Таким образом, эти районы широкого распространения континентальных отложений с костями древних ящеров вошли в историю геологии и палеонтологии не только как колыбель пермской системы, установленной ста годами раньше, но и тафономии, откуда она начала свой путь по страницам геологической летописи. При учете этих обстоятельств невольно напрашивается отступление. Континентальные отложения этого возраста широко распространены за пределами СССР, в частности в Северной Америке, в Техасе, где благодаря нефтеносности они весьма популярны. Известный американский геолог Ф. Кинг писал: «Наши техасские друзья очень часто применяют слово ,, пермь». Имеется «Пермский небоскреб», «Пермская нефтяная компания», национальные технические общества имеют «Отделения пермского бассейна». Как помнится автору, пермская система была выделена в 1841 г. английским геологом сэром Р.И. Мурчисоном, который назвал ее по городу Пермь и Пермской губернии, расположенной западнее Уральских гор. Однако техасцы имеют, возможно, не меньше прав на пермскую систему, чем кто бы то ни было»5. Конец фразы относится, очевидно, к России и русским. Тем не менее факт остается фактом, к тому же выделению системы предшествовал длительный период изучения отложений в Приуралье.

Академик В.А. Обручев писал И.А. Ефремову: «Я не представлял себе, что о захоронении остатков животных можно собрать столько материалов, чтобы написать целую книгу»6.

Сто пятьдесят лет назад Ч. Лайель в «Принципах геологии» указал: «Все, что мы знаем из палеонтологии, ничто в сравнении с тем, что нам еще нужно узнать». Тафономия, соединяющая летопись Земли и Жизни — геологическую и палеонтологическую летопись, не просто приумножает знание: она позволяет воссоздать объемную картину истории природы с ее историей живого вещества.
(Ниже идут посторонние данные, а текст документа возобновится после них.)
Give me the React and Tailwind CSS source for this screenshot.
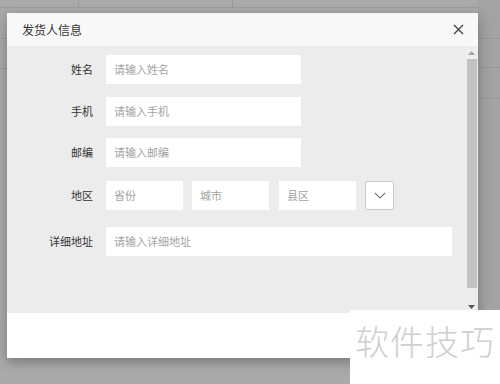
import React from 'react';

const font = { fontFamily: '"Microsoft YaHei", "Noto Sans CJK SC", "Noto Sans", sans-serif' };

function Field({ placeholder, className }) {
  return (
    <div className={`h-[29px] bg-white flex items-center pl-[8px] text-[11px] text-[#a3a3a3] ${className}`}>
      {placeholder}
    </div>
  );
}

function Row({ label, children, className = '' }) {
  return (
    <div className={`flex items-center ${className}`}>
      <div className="w-[86px] text-right text-[11px] text-[#333]">{label}</div>
      <div className="ml-[13px] flex items-center">{children}</div>
    </div>
  );
}

export default function App() {
  return (
    <div className="relative w-[500px] h-[384px] overflow-hidden bg-[#aaaaaa]" style={font}>
      {/* page behind the overlay */}
      <div className="absolute inset-0">
        <div className="absolute left-0 right-0 top-[7px] h-px bg-[#9c9c9c]" />
        <div className="absolute left-[78px] top-0 h-[7px] w-px bg-[#9c9c9c]" />
        <div className="absolute left-[232px] top-0 h-[7px] w-px bg-[#9c9c9c]" />
        <div className="absolute left-[478px] right-0 top-0 bottom-0 bg-[#a3a3a3]" />
        <div className="absolute left-0 w-[7px] top-[38px] h-px bg-[#9c9c9c]" />
        <div className="absolute left-0 w-[7px] top-[68px] h-px bg-[#9c9c9c]" />
        <div className="absolute left-[478px] right-0 top-[38px] h-px bg-[#999]" />
        <div className="absolute left-[478px] right-0 top-[67px] h-px bg-[#999]" />
        <div className="absolute left-[478px] right-0 top-[98px] h-px bg-[#999]" />
      </div>

      {/* dialog */}
      <div className="absolute left-[7px] top-[13px] w-[471px] flex flex-col shadow-[0_4px_12px_rgba(0,0,0,0.3)]">
        <div className="h-[33px] bg-[#f8f8f8] flex items-center justify-between pl-[15px] pr-[14px]">
          <span className="text-[12px] text-[#333]">发货人信息</span>
          <svg width="11" height="11" viewBox="0 0 11 11" className="text-[#444]">
            <path d="M1 1L10 10M10 1L1 10" stroke="currentColor" strokeWidth="1.4" />
          </svg>
        </div>

        <div className="h-[267px] bg-[#ececec] flex">
          <div className="flex-1 pt-[9px] flex flex-col">
            <Row label="姓名"><Field placeholder="请输入姓名" className="w-[195px]" /></Row>
            <Row label="手机" className="mt-[13px]"><Field placeholder="请输入手机" className="w-[195px]" /></Row>
            <Row label="邮编" className="mt-[12px]"><Field placeholder="请输入邮编" className="w-[195px]" /></Row>
            <Row label="地区" className="mt-[14px]">
              <Field placeholder="省份" className="w-[77px]" />
              <Field placeholder="城市" className="w-[77px] ml-[9px]" />
              <Field placeholder="县区" className="w-[77px] ml-[10px]" />
              <div className="ml-[9px] w-[29px] h-[29px] bg-white border border-[#c8c8c8] rounded-[2px] flex items-center justify-center">
                <svg width="12" height="7" viewBox="0 0 12 7">
                  <path d="M1 1L6 6L11 1" fill="none" stroke="#777" strokeWidth="1.1" />
                </svg>
              </div>
            </Row>
            <Row label="详细地址" className="mt-[17px]"><Field placeholder="请输入详细地址" className="w-[346px]" /></Row>
          </div>

          {/* scrollbar */}
          <div className="w-[11px] mr-[1px] bg-[#ededed] flex flex-col items-center">
            <div className="h-[13px] flex items-center justify-center">
              <svg width="7" height="4" viewBox="0 0 7 4"><path d="M0 4L3.5 0L7 4Z" fill="#a3a3a3" /></svg>
            </div>
            <div className="w-[10px] h-[229px] bg-[#c2c2c2]" />
            <div className="flex-1" />
            <div className="h-[13px] flex items-center justify-center">
              <svg width="7" height="4" viewBox="0 0 7 4"><path d="M0 0L3.5 4L7 0Z" fill="#555" /></svg>
            </div>
          </div>
        </div>

        <div className="h-[45px] bg-white" />
      </div>

      {/* watermark */}
      <div className="absolute left-[350px] top-[310px] right-0 bottom-0 bg-white flex items-start justify-center pt-[14px]">
        <span className="text-[34px] leading-none tracking-[1px] text-[#cfcfcf]" style={{ fontFamily: '"Noto Sans CJK SC", sans-serif', fontWeight: 300 }}>软件技巧</span>
      </div>
    </div>
  );
}
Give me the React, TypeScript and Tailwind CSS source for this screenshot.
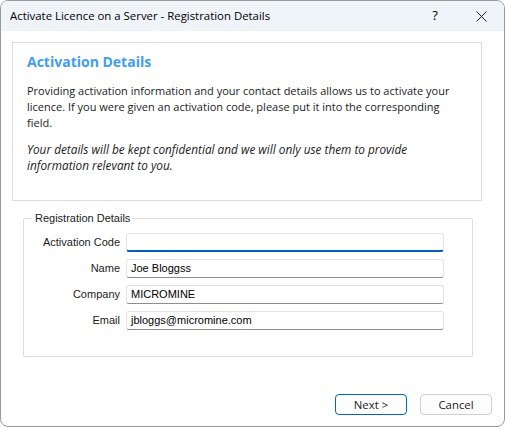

Последнее же, по словам В.И. Вернадского, «придает биосфере совершенно необычный и для нас пока единственный в мироздании облик».

Примечания

1. Современные представления о составе и возрасте динозавровых фаун Средней Азии детально изложены в работах А.К. Рождественского.

2. Цит. по кн.: Стоун И. Происхождение. М., 1984. С. 297.

3. Дарвин Ч. Соч. М.; Л., 1939. Т. 3. С. 646—647.

4. История биологии. М., 1975. С. 48—49.

5. Кинг Ф.Б. Геологическое развитие Северной Америки. М., 1961. С. 71.

6. Обручев В.А. Переписка // Студ. меридиан. 1977. № 10. С. 19.